# Exercise brief
Scan the entries and tally the lines that include the string "screenshot". Reply with the figure alone.

======== Materials provided

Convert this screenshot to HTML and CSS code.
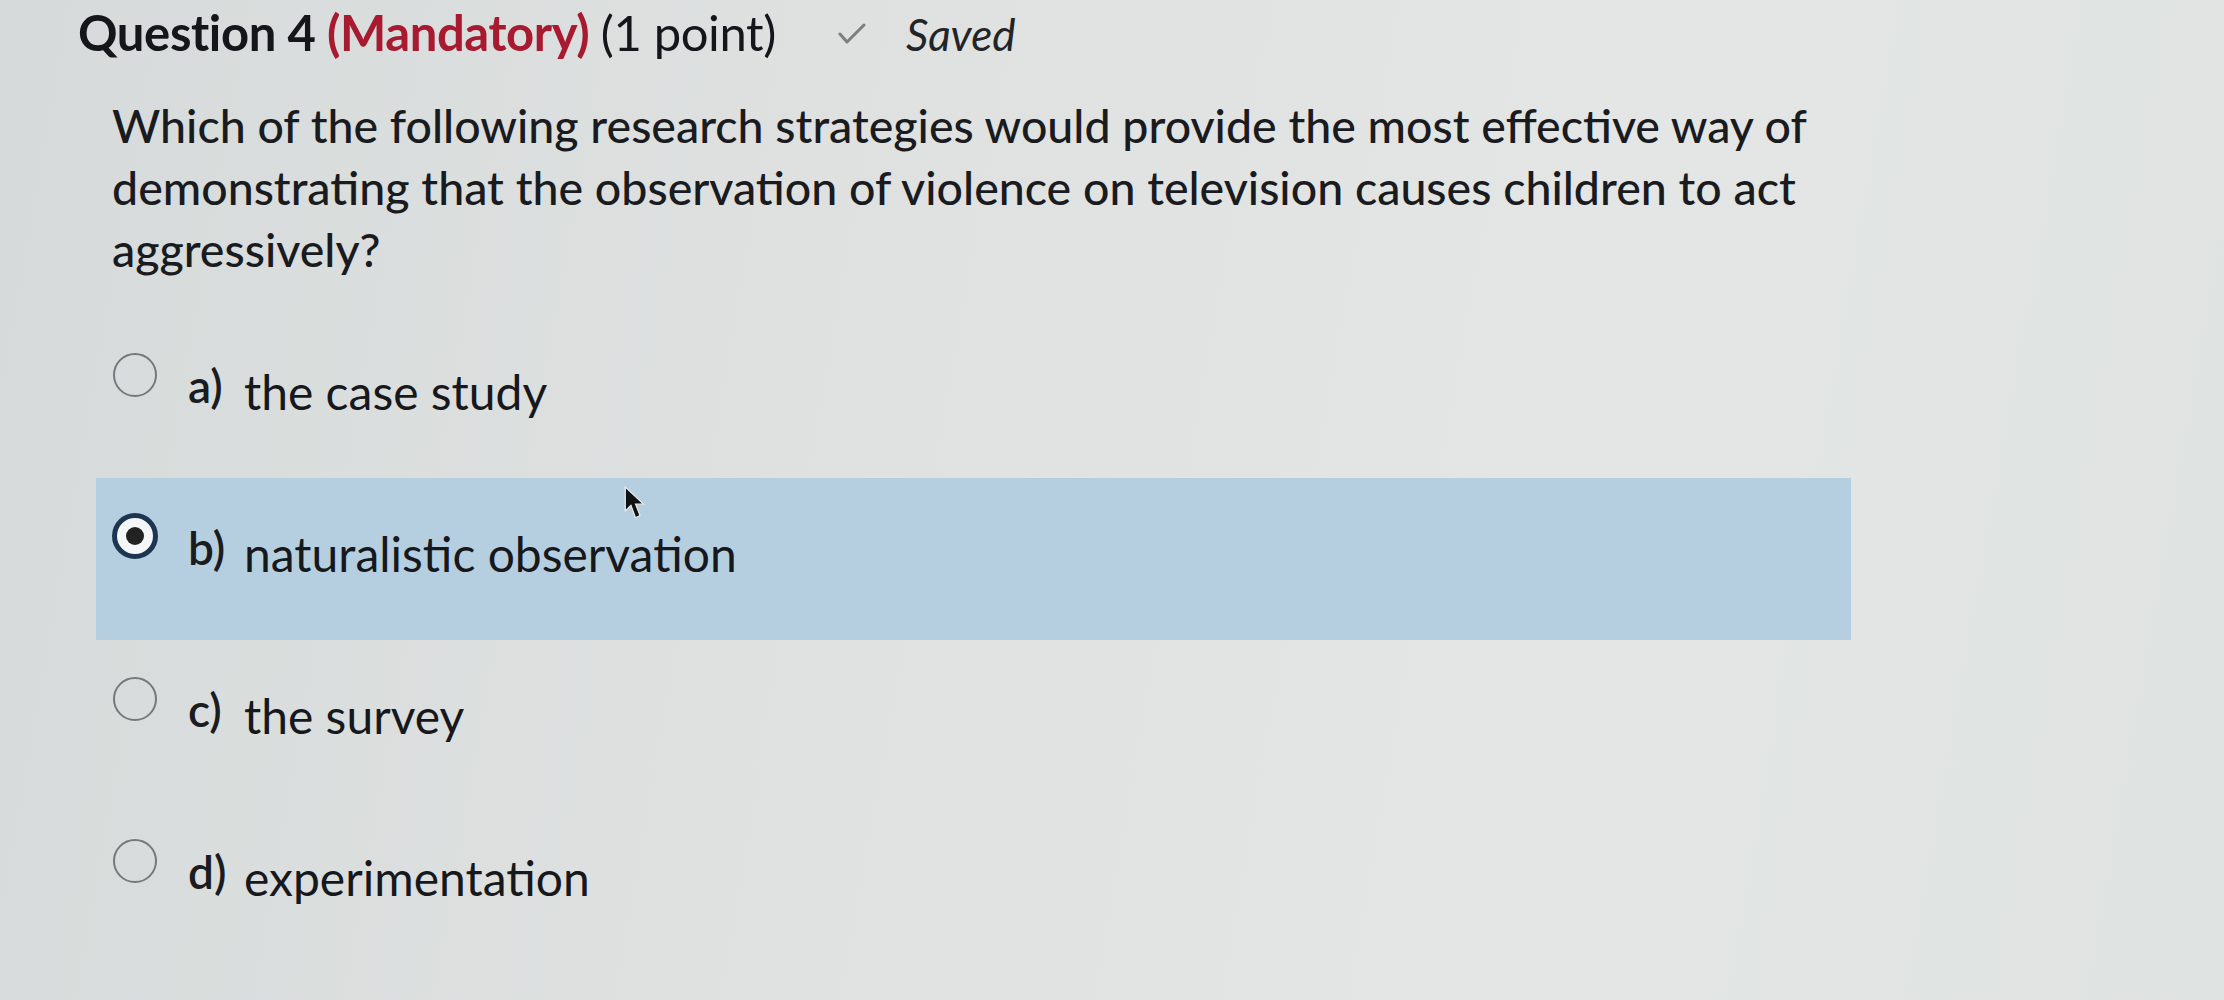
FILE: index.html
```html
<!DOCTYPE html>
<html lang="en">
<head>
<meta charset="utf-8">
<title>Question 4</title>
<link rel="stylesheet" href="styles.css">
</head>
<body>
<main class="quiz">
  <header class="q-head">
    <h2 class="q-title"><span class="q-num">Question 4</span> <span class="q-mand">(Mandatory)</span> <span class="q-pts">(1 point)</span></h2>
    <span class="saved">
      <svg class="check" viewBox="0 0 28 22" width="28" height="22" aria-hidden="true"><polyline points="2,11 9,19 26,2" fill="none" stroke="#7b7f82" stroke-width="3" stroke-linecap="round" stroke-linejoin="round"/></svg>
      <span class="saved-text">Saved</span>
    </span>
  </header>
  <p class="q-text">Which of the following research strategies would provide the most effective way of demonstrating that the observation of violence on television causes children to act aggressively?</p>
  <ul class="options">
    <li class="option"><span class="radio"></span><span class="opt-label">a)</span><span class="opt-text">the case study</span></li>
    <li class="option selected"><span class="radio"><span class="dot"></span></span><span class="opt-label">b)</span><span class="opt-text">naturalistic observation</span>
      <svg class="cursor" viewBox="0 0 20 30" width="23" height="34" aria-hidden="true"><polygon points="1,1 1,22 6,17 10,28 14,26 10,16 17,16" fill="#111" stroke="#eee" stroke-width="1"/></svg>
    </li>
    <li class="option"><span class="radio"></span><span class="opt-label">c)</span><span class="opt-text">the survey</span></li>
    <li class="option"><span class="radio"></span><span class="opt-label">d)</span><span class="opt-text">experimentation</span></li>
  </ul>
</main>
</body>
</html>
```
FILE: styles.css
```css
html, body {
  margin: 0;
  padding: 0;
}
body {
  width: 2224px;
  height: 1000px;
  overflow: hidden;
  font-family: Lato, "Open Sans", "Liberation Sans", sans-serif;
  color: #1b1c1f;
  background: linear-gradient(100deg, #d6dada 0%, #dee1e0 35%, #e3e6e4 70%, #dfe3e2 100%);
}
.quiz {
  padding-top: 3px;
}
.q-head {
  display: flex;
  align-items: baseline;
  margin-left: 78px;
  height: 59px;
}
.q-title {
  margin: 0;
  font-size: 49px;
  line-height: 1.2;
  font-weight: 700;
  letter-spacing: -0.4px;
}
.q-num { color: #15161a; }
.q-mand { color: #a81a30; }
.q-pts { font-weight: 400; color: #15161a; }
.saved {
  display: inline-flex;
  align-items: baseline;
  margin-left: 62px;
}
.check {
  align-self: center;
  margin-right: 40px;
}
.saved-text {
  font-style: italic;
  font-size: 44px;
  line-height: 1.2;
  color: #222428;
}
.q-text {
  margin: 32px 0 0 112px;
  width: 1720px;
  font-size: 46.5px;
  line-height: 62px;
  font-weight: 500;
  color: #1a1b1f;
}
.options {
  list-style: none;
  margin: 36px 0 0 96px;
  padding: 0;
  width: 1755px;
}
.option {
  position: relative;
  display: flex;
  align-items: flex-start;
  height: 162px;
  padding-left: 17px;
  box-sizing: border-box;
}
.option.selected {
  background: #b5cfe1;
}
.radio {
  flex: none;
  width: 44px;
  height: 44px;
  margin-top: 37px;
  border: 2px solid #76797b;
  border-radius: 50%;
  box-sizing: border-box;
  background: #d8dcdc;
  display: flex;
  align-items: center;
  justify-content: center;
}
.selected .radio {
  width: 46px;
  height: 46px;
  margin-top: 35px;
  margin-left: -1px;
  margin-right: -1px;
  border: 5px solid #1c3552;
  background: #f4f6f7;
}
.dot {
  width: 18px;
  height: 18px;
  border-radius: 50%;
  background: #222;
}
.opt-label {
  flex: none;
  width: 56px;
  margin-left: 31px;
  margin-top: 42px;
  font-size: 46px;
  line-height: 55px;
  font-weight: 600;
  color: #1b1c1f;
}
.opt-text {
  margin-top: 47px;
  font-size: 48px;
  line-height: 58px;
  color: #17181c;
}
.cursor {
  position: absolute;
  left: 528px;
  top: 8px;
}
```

================
======== Materials provided

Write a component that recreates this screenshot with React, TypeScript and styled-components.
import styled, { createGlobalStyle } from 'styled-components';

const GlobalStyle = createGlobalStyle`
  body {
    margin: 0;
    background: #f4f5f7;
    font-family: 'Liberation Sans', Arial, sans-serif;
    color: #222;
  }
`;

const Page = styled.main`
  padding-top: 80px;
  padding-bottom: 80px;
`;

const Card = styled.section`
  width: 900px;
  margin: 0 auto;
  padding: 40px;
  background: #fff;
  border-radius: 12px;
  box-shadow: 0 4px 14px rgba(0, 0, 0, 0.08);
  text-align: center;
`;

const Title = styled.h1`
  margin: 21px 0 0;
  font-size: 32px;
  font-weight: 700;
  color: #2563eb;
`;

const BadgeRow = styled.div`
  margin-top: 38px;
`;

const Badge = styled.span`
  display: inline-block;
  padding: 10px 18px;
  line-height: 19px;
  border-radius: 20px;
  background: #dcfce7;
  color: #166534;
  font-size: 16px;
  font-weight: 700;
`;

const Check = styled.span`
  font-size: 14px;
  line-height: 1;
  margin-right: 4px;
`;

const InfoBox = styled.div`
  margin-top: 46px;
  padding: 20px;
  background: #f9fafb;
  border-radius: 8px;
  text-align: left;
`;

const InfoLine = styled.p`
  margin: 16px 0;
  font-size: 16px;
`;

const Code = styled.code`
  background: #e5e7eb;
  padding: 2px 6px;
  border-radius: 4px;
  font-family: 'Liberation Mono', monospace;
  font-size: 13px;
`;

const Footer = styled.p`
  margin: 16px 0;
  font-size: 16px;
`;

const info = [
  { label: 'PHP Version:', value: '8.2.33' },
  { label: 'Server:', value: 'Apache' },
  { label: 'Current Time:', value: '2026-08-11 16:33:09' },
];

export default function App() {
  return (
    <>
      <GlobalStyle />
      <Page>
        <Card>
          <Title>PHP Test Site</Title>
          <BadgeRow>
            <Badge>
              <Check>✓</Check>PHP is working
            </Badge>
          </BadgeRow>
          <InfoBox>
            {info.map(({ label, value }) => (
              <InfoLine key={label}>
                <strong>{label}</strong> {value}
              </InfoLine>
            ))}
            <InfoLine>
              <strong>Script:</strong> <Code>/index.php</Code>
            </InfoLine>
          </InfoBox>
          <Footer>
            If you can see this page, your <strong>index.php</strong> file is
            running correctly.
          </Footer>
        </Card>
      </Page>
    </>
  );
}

================

# Task result
2